Development is characterized by distinct, coordinated cell state transitions. During each transition, an existing gene expression program is dismantled, and a new cellular identity has to be established.

We use the exit from naïve pluripotency as a highly accessible and controllable model system for a single cell state transition: mouse embryonic stem cells cultivated under defined conditions are homogenous naïve pluripotent and maintained by a well-established core gene regulatory network. Upon change of culture conditions, this network is rapidly dismantled, and cells irreversibly commit to differentiation into formative pluripotency, a less characterized cell state. Despite extensive screening for factors required for exiting naïve pluripotency, so far not a single factor has been identified which completely abrogates differentiation ability. Differentiation impaired mutants rather exhibit a phenotype which is mostly described as prolonged expression of pluripotency markers or clustering of bulk transcription profiles with naïve wildtype.

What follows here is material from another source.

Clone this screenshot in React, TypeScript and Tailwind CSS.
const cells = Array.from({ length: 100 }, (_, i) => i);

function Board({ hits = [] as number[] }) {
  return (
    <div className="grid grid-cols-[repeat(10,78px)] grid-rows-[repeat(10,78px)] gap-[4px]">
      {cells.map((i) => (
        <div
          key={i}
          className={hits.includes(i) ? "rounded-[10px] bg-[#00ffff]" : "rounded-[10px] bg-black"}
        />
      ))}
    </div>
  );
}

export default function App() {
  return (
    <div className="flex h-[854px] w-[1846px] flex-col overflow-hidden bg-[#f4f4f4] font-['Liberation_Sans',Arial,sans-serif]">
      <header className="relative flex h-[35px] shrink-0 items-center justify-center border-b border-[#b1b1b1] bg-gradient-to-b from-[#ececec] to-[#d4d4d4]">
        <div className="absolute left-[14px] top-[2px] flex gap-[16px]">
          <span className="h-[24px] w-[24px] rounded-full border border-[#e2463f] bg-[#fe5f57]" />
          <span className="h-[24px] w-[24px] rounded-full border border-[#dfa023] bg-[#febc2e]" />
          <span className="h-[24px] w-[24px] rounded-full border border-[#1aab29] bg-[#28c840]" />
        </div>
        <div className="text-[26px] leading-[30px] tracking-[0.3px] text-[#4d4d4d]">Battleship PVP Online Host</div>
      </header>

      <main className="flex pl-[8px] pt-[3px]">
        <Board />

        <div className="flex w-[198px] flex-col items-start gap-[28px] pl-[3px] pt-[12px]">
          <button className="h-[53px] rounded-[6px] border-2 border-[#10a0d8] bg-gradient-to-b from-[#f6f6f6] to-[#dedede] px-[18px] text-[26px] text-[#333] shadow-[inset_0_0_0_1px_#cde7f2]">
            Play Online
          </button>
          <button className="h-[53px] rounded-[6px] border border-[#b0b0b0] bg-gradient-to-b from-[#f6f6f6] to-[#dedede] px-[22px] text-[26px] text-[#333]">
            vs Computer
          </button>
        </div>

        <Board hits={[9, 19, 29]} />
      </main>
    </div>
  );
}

Single cell methods open up a window into understanding these aberrant cell states. We collected fine-tuned differentiation time courses of control and selected differentiation impaired mutants, targeting the major signalling pathways involved in this transition. We built a shared trajectory across these genotypes and could recapitulate a delay in cell state of mutants in comparison to time matched control cells. With this, we now address fundamental questions: are observed differences based on differences in cell state, or are they directly affected by the altered gene regulatory networks? How are these networks responding to the challenge of genetic manipulations? How is the remarkable robustness of this cell state transition ensured?

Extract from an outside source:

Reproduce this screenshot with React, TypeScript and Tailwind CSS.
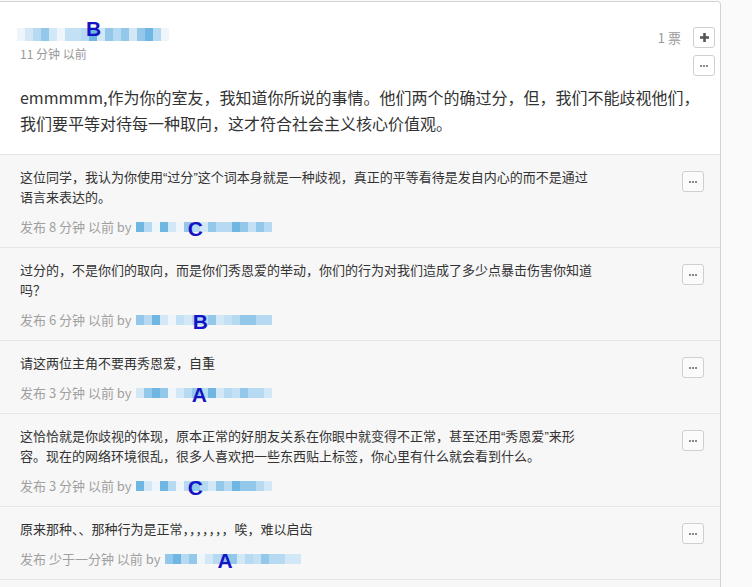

Taken together, our work will elucidate the mechanism of a single cell state transition and its intrinsic robustness.

Merrit Romeike is a PhD student in the lab of Christa Buecker at the Max Perutz Labs and the University of Vienna. For her PhD thesis, she investigates how a single cell state transition is regulated and what happens if this transition is impaired, using a combination of CRISPR screening and single cell RNA-seq approaches. Previously, she received Bachelor and Master of Science degrees from the University of Heidelberg.